The "J" exchange visitor program is designed to promote the interchange of persons, knowledge, and skills in the fields of education, arts, and sciences. J-1 Visas require a sponsor that is accredited through the Exchange Visitor Program designated by the U.S. State Department. The J-1 exchange visitor must be fluent in English and must have sufficient funds. J-1 visa status is available for:
- Secondary school and college students, including students working towards a graduate degree;
- Business trainees;
- Trainees in flight aviation programs;
- Primary and secondary school teachers;
- College professors;
- Research scholars;
- Medical residents or interns receiving medical training within the U.S.;
- International visitors for the purpose of travel, observation, consultation, research, training, sharing, or demonstrating specialized knowledge or skills, or participating in organized people-to-people programs;
- Au pair programs (foreign youth placed with U.S. families to provide child care); and,
- Camp counselors.
- A student is allowed to stay after completion of his/her degree for a period of 18 months so as to enable him/her to undergo practical training.
- A business or industrial trainee is granted a period of 18 months.
- Teachers and research scholars are allowed to stay longer, up to a maximum of 3 years.
The disadvantage with the J-1 visa is that once the training or work is over, the J-1 visa holder must leave the United States and may not apply for adjustment of status, or any immigrant visa, or a nonimmigrant visa which has work authorization, for a period of two years, during which the alien must return to his/her country of nationality or last residence.

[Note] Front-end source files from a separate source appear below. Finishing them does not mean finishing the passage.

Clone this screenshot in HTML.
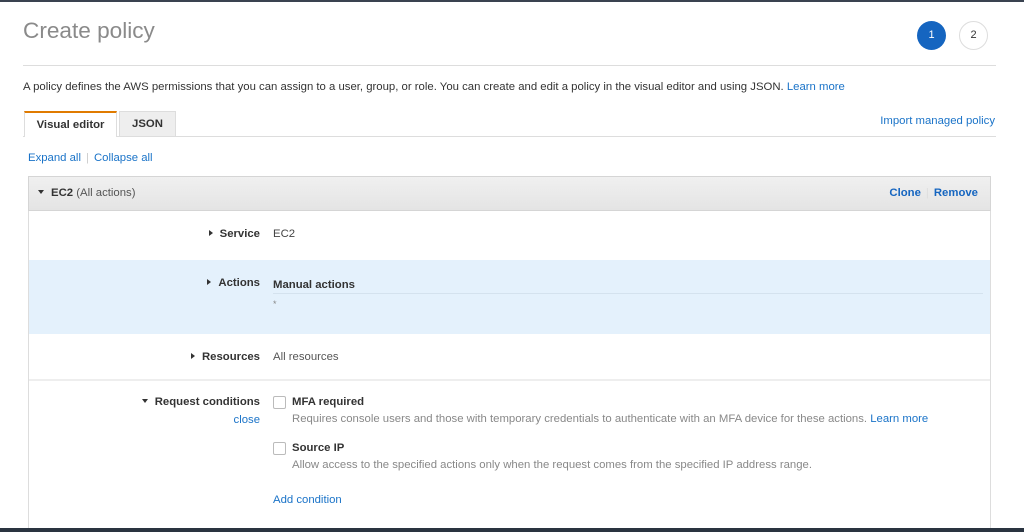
<!DOCTYPE html>
<html><head><meta charset="utf-8"><style>
*{margin:0;padding:0;box-sizing:border-box}
body{width:1024px;height:532px;background:#fff;font-family:"Liberation Sans",Arial,sans-serif;font-size:11.35px;color:#333;position:relative;overflow:hidden}
.a{position:absolute;white-space:nowrap}
.l{color:#1a73c8}
.b{font-weight:bold}
.tri{display:inline-block;width:0;height:0;border-left:4px solid #333;border-top:3.5px solid transparent;border-bottom:3.5px solid transparent;margin-right:7px;vertical-align:1px}
.trid{display:inline-block;width:0;height:0;border-top:4px solid #333;border-left:3.5px solid transparent;border-right:3.5px solid transparent;margin-right:7px;vertical-align:2px}
.cb{position:absolute;width:13px;height:13px;border:1px solid #bbb;border-radius:2px;background:#fff}
.g{color:#888}
.r{text-align:right}
</style></head><body>
<div class="a" style="left:0;top:0;width:1024px;height:2px;background:#3a4350"></div>
<div class="a" style="left:23px;top:18px;font-size:22.6px;color:#8a8a8a">Create policy</div>
<div class="a" style="left:917px;top:21px;width:29px;height:29px;border-radius:50%;background:#1565c0;color:#fff;text-align:center;line-height:29px;font-size:11px">1</div>
<div class="a" style="left:959px;top:21px;width:29px;height:29px;border-radius:50%;border:1px solid #ddd;color:#333;text-align:center;line-height:27px;font-size:11px">2</div>
<div class="a" style="left:23px;top:65px;width:973px;height:1px;background:#ddd"></div>
<div class="a" style="left:23px;top:81px">A policy defines the AWS permissions that you can assign to a user, group, or role. You can create and edit a policy in the visual editor and using JSON. <span class="l">Learn more</span></div>
<div class="a" style="left:23px;top:136px;width:973px;height:1px;background:#ddd"></div>
<div class="a b" style="left:24px;top:111px;width:93px;height:26px;border:1px solid #ddd;border-top:2px solid #e07b00;border-bottom:none;background:#fff;text-align:center;line-height:25px;color:#333">Visual editor</div>
<div class="a b" style="left:119px;top:111px;width:57px;height:25px;border:1px solid #ddd;border-bottom:none;background:#eee;text-align:center;line-height:25px;color:#333">JSON</div>
<div class="a l r" style="right:29px;top:115px">Import managed policy</div>
<div class="a" style="left:28px;top:152px"><span class="l">Expand all</span><span style="color:#ccc;margin:0 5px">|</span><span class="l">Collapse all</span></div>
<div class="a" style="left:28px;top:176px;width:963px;height:352px;border:1px solid #ddd;border-bottom:none"></div>
<div class="a" style="left:28px;top:176px;width:963px;height:35px;background:linear-gradient(#f0f0f0,#e4e4e4);border:1px solid #d5d5d5"></div>
<div class="a" style="left:38px;top:187px"><span class="trid"></span><b>EC2</b> <span style="color:#555">(All actions)</span></div>
<div class="a b r" style="right:46px;top:187px;color:#1565c0">Clone<span style="color:#ddd;font-weight:normal;margin:0 5px">|</span>Remove</div>
<div class="a r" style="right:764px;top:228px"><span class="tri"></span><b>Service</b></div>
<div class="a" style="left:273px;top:228px;color:#444">EC2</div>
<div class="a" style="left:29px;top:260px;width:961px;height:74px;background:#e4f1fc"></div>
<div class="a r" style="right:764px;top:277px"><span class="tri"></span><b>Actions</b></div>
<div class="a b" style="left:273px;top:279px">Manual actions</div>
<div class="a" style="left:273px;top:293px;width:710px;height:1px;background:#d4e2ee"></div>
<div class="a g" style="left:273px;top:299px;font-size:9px">*</div>
<div class="a r" style="right:764px;top:351px"><span class="tri"></span><b>Resources</b></div>
<div class="a" style="left:273px;top:351px;color:#555">All resources</div>
<div class="a" style="left:29px;top:379px;width:961px;height:2px;background:#eee"></div>
<div class="a r" style="right:764px;top:396px"><span class="trid"></span><b>Request conditions</b></div>
<div class="a l r" style="right:764px;top:414px">close</div>
<div class="cb" style="left:273px;top:396px"></div>
<div class="a b" style="left:292px;top:396px">MFA required</div>
<div class="a g" style="left:292px;top:413px">Requires console users and those with temporary credentials to authenticate with an MFA device for these actions. <span class="l">Learn more</span></div>
<div class="cb" style="left:273px;top:442px"></div>
<div class="a b" style="left:292px;top:442px">Source IP</div>
<div class="a g" style="left:292px;top:459px">Allow access to the specified actions only when the request comes from the specified IP address range.</div>
<div class="a l" style="left:273px;top:494px">Add condition</div>
<div class="a" style="left:0;top:528px;width:1024px;height:4px;background:#2a3440"></div>
</body></html>
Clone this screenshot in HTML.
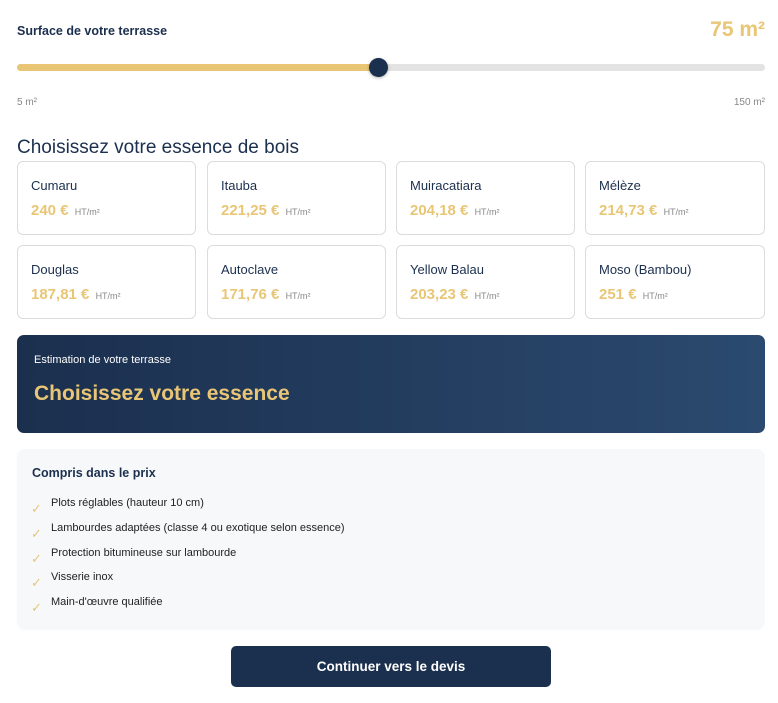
<!DOCTYPE html><html><head><meta charset="utf-8"><style>
*{box-sizing:border-box;margin:0;padding:0}
body{width:778px;height:703px;background:#fff;font-family:"Liberation Sans",sans-serif;color:#1b2f4e;position:relative;overflow:hidden}
.a{position:absolute}
.card{position:absolute;width:179px;height:74px;border:1px solid #dcdcdc;border-radius:6px;background:#fff}
.card .n{position:absolute;left:13px;top:16px;font-size:13px;color:#1b2f4e}
.card .p{position:absolute;left:13px;top:40px;font-size:15px;font-weight:bold;color:#e9c675;white-space:nowrap}
.card .p span{font-size:9px;font-weight:normal;color:#888;margin-left:2px}
li{list-style:none;position:absolute;left:51px;font-size:11px;color:#222}
li:before{content:"✓";position:absolute;left:-20px;top:4px;color:#e9c675;font-size:13px}
</style></head><body>
<div class="a" style="left:17px;top:24px;font-size:12.5px;font-weight:bold">Surface de votre terrasse</div>
<div class="a" style="right:13px;top:18px;font-size:21px;font-weight:bold;color:#e9c675">75 m²</div>
<div class="a" style="left:17px;top:64px;width:748px;height:7px;border-radius:4px;background:#e3e3e3"></div>
<div class="a" style="left:17px;top:64px;width:362px;height:7px;border-radius:4px;background:#e9c675"></div>
<div class="a" style="left:369px;top:58px;width:19px;height:19px;border-radius:50%;background:#1b2f4e;box-shadow:0 1px 3px rgba(0,0,0,.3)"></div>
<div class="a" style="left:17px;top:97px;font-size:10px;color:#888">5 m²</div>
<div class="a" style="right:13px;top:97px;font-size:10px;color:#888">150 m²</div>
<div class="a" style="left:17px;top:137px;font-size:19px;color:#1b2f4e">Choisissez votre essence de bois</div>
<div class="card" style="left:17px;top:161px"><div class="n">Cumaru</div><div class="p">240 € <span>HT/m²</span></div></div>
<div class="card" style="left:207px;top:161px"><div class="n">Itauba</div><div class="p">221,25 € <span>HT/m²</span></div></div>
<div class="card" style="left:396px;top:161px"><div class="n">Muiracatiara</div><div class="p">204,18 € <span>HT/m²</span></div></div>
<div class="card" style="left:585px;top:161px;width:180px"><div class="n">Mélèze</div><div class="p">214,73 € <span>HT/m²</span></div></div>
<div class="card" style="left:17px;top:245px"><div class="n">Douglas</div><div class="p">187,81 € <span>HT/m²</span></div></div>
<div class="card" style="left:207px;top:245px"><div class="n">Autoclave</div><div class="p">171,76 € <span>HT/m²</span></div></div>
<div class="card" style="left:396px;top:245px"><div class="n">Yellow Balau</div><div class="p">203,23 € <span>HT/m²</span></div></div>
<div class="card" style="left:585px;top:245px;width:180px"><div class="n">Moso (Bambou)</div><div class="p">251 € <span>HT/m²</span></div></div>
<div class="a" style="left:17px;top:335px;width:748px;height:98px;border-radius:7px;background:linear-gradient(90deg,#1b2f4e,#2b4a6f)">
<div class="a" style="left:17px;top:19px;font-size:11px;color:#fff">Estimation de votre terrasse</div>
<div class="a" style="left:17px;top:47px;font-size:21px;font-weight:bold;color:#e9c675">Choisissez votre essence</div></div>
<div class="a" style="left:17px;top:449px;width:748px;height:181px;border-radius:8px;background:#f7f8fa"></div>
<div class="a" style="left:32px;top:466px;font-size:12.5px;font-weight:bold">Compris dans le prix</div>
<ul><li style="top:497px">Plots réglables (hauteur 10 cm)</li>
<li style="top:522px">Lambourdes adaptées (classe 4 ou exotique selon essence)</li>
<li style="top:547px">Protection bitumineuse sur lambourde</li>
<li style="top:571px">Visserie inox</li>
<li style="top:596px">Main-d'œuvre qualifiée</li></ul>
<div class="a" style="left:231px;top:646px;width:320px;height:41px;border-radius:5px;background:#1b2f4e;color:#fff;font-size:13.5px;font-weight:bold;text-align:center;line-height:41px">Continuer vers le devis</div>
</body></html>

The two-year foreign residence requirement may not be met by residing in a third country.
This restriction is applicable to those J visa holders
- whose participation in the program was financed in whole or in part by an agency of the Government of the United States or by the government of the country of his/her nationality or his/her last residence.
- whose home country has a shortage of people with skills that the individual has (you can check whether your country lists your occupation on the State Department's Skills List ).
- who came to the U.S. or acquired J status to receive graduate medical education or training.
The above three classes of J visa holders may receive a waiver under § 212(e) of the INA , from the two year foreign residency requirement upon the favorable recommendation of the USIA. This may be given if certain conditions apply.
Spouse and Children
The spouse and dependant children of the principal J-1 visa holder are granted J-2 visas. The spouse may be granted an authorization for employment only if he/she can show that it is not for the support of the principal J-1 visa holder. The employment request may be made by filing Form I-765 and if granted will be for the length of the J-1's stay or 4 years, whichever is shorter. J-2 visa holders are also subject to the two-year foreign residence requirement. However, if the J-1 spouse has fulfilled the two-year foreign residence requirement, then the J-2 spouse and children are not subject to it. Where a waiver is granted to the J-1 holder, the J-2 spouse and children also automatically get it.